Health IT should include long-term care, coalition says

A report from a coalition of 14 organizations asks that long-term care be considered at each step of a national health information network’s development.

Long-term care lags in health IT

A coalition of health care groups has released a report recommending that long-term care be part of health information technology activities that are under way nationwide.

This month’s report from 14 organizations, coordinated by the American Health Information Management Association (AHIMA), asks that long-term care be considered at each step of a national health information network’s development.

The report, “A Road Map for Health IT in Long Term Care,” lists the issues attendees identified at the Long-Term Care Health IT Summit in August 2005 in Chicago. A second summit is planned for late spring.

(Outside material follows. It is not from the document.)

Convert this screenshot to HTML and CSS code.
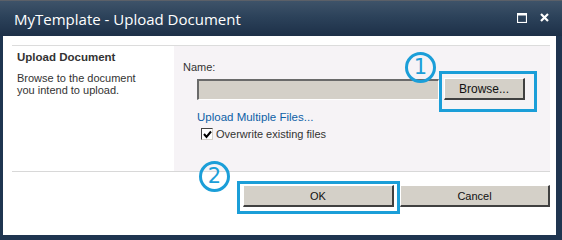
FILE: index.html
```html
<!DOCTYPE html>
<html lang="en">
<head>
  <meta charset="UTF-8">
  <title>MyTemplate - Upload Document</title>
  <link rel="stylesheet" href="styles.css">
</head>
<body>
<div class="window">
  <div class="titlebar">
    <span class="title">MyTemplate - Upload Document</span>
    <div class="title_icons">
      <svg class="icon" width="10" height="10" viewBox="0 0 10 10">
        <rect x="0.5" y="0.5" width="9" height="9" fill="none" stroke="#fff" stroke-width="1.2"/>
        <rect x="0" y="0" width="10" height="2.5" fill="#fff"/>
      </svg>
      <svg class="icon" width="9" height="9" viewBox="0 0 9 9">
        <path d="M1 1 L8 8 M8 1 L1 8" stroke="#fff" stroke-width="2.2"/>
      </svg>
    </div>
  </div>

  <div class="content">
    <div class="section">
      <div class="section_info">
        <h3>Upload Document</h3>
        <p>Browse to the document<br>you intend to upload.</p>
      </div>
      <div class="section_body">
        <label>Name:</label>
        <div class="file_row">
          <div class="file_input"></div>
          <button type="button" class="btn browse">Browse...</button>
        </div>
        <a href="#" class="multi">Upload Multiple Files...</a>
        <div class="check_row">
          <span class="checkbox">
            <svg width="9" height="9" viewBox="0 0 9 9"><path d="M1 4 L3.5 7 L8 1.5" stroke="#000" stroke-width="2" fill="none"/></svg>
          </span>
          <span>Overwrite existing files</span>
        </div>
      </div>
    </div>

    <div class="buttons">
      <button type="button" class="btn ok">OK</button>
      <button type="button" class="btn cancel">Cancel</button>
    </div>
  </div>

  <!-- step callouts -->
  <span class="step step1">1</span>
  <span class="callout callout1"></span>
  <span class="step step2">2</span>
  <span class="callout callout2"></span>
</div>
</body>
</html>
```

FILE: styles.css
```css
* {
  box-sizing: border-box;
}

body {
  margin: 0;
  padding: 0;
  background: #23384f;
  font-family: 'Liberation Sans', Arial, sans-serif;
}

.window {
  position: relative;
  width: 562px;
  height: 240px;
  background: #1f3550;
  border-top: 1px solid #5b6068;
  padding: 0 6px 5px 3px;
  display: flex;
  flex-direction: column;
}

.titlebar {
  height: 35px;
  margin: 0 -6px 0 -3px;
  padding: 0 13px 0 14px;
  background: linear-gradient(#3e5369, #2c425a 45%, #1d3048);
  display: flex;
  align-items: center;
  justify-content: space-between;
}

.title {
  color: #fff;
  font-family: 'Open Sans', 'DejaVu Sans', sans-serif;
  font-size: 15px;
}

.title_icons {
  display: flex;
  align-items: center;
  gap: 13px;
  padding-bottom: 2px;
}

.content {
  flex: 1;
  background: #fff;
  padding: 9px 6px 0 9px;
}

.section {
  display: flex;
  border-top: 1px solid #dcdcdc;
  border-bottom: 1px solid #d8d8d8;
  height: 127px;
}

.section_info {
  width: 162px;
  padding: 5px 5px 0 5px;
  color: #333;
  font-size: 11px;
}

.section_info h3 {
  margin: 0 0 9px 0;
  font-size: 11.5px;
  font-weight: bold;
}

.section_info p {
  margin: 0;
  line-height: 12px;
}

.section_body {
  flex: 1;
  background: #f6f3f6;
  padding: 15px 0 0 9px;
  font-size: 11px;
  color: #333;
}

.section_body label {
  display: block;
  height: 14px;
}

.file_row {
  display: flex;
  align-items: center;
  gap: 5px;
  margin: 3px 0 0 14px;
}

.file_input {
  width: 242px;
  height: 21px;
  background: #d4d0c8;
  border-top: 2px solid #6a6a6a;
  border-left: 2px solid #6a6a6a;
  border-bottom: 1px solid #fff;
  border-right: 1px solid #fff;
}

.btn {
  height: 22px;
  background: #d4d0c8;
  border-top: 1px solid #fff;
  border-left: 1px solid #fff;
  border-right: 2px solid #404040;
  border-bottom: 2px solid #404040;
  font-family: 'Liberation Sans', Arial, sans-serif;
  font-size: 11px;
  color: #111;
  padding: 0;
}

.browse {
  width: 81px;
  font-size: 12px;
}

.multi {
  display: block;
  margin: 11px 0 0 14px;
  color: #0d5fa6;
  text-decoration: none;
  font-size: 11.5px;
}

.check_row {
  display: flex;
  align-items: center;
  gap: 3px;
  margin: 5px 0 0 18px;
}

.checkbox {
  width: 12px;
  height: 12px;
  background: #fff;
  border-top: 1px solid #404040;
  border-left: 1px solid #404040;
  border-bottom: 1px solid #d4d0c8;
  border-right: 1px solid #d4d0c8;
  display: flex;
  align-items: center;
  justify-content: center;
}

.buttons {
  display: flex;
  justify-content: flex-end;
  gap: 6px;
  margin-top: 13px;
}

.ok {
  width: 151px;
}

.cancel {
  width: 150px;
}

/* annotation overlays */
.step {
  position: absolute;
  width: 31px;
  height: 31px;
  border: 3px solid #1b9ed8;
  border-radius: 50%;
  color: #1b9ed8;
  font-family: 'DejaVu Sans', sans-serif;
  font-size: 21px;
  line-height: 25px;
  text-align: center;
}

.step1 {
  left: 405px;
  top: 51px;
}

.step2 {
  left: 199px;
  top: 160px;
}

.callout {
  position: absolute;
  border: 3px solid #1b9ed8;
}

.callout1 {
  left: 439px;
  top: 70px;
  width: 98px;
  height: 41px;
}

.callout2 {
  left: 237px;
  top: 180px;
  width: 163px;
  height: 33px;
}
```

The 12-page report does not call for specific actions by government agencies or national organizations. Instead, it promotes advocacy activities to raise awareness of the need for extending health IT to nursing homes and other long-term care providers.

Although the elderly account for a substantial portion of the nation’s health care expenditures, most of the initiatives that have begun in the past several years focus on hospital and outpatient health care. The coalition is particularly interested in technology that would enable providers to transfer records to one another and to nursing homes, because many elderly people receive treatment in multiple settings.

Long-term care should be considered during the creation of financial incentives for using health IT, development and enhancement of IT standards and datasets, establishment of electronic prescription systems, certification of health IT products, and general health care quality initiatives, the report states.

The coalition’s first steps will include establishing a more formal organization, according to a news release from AHIMA.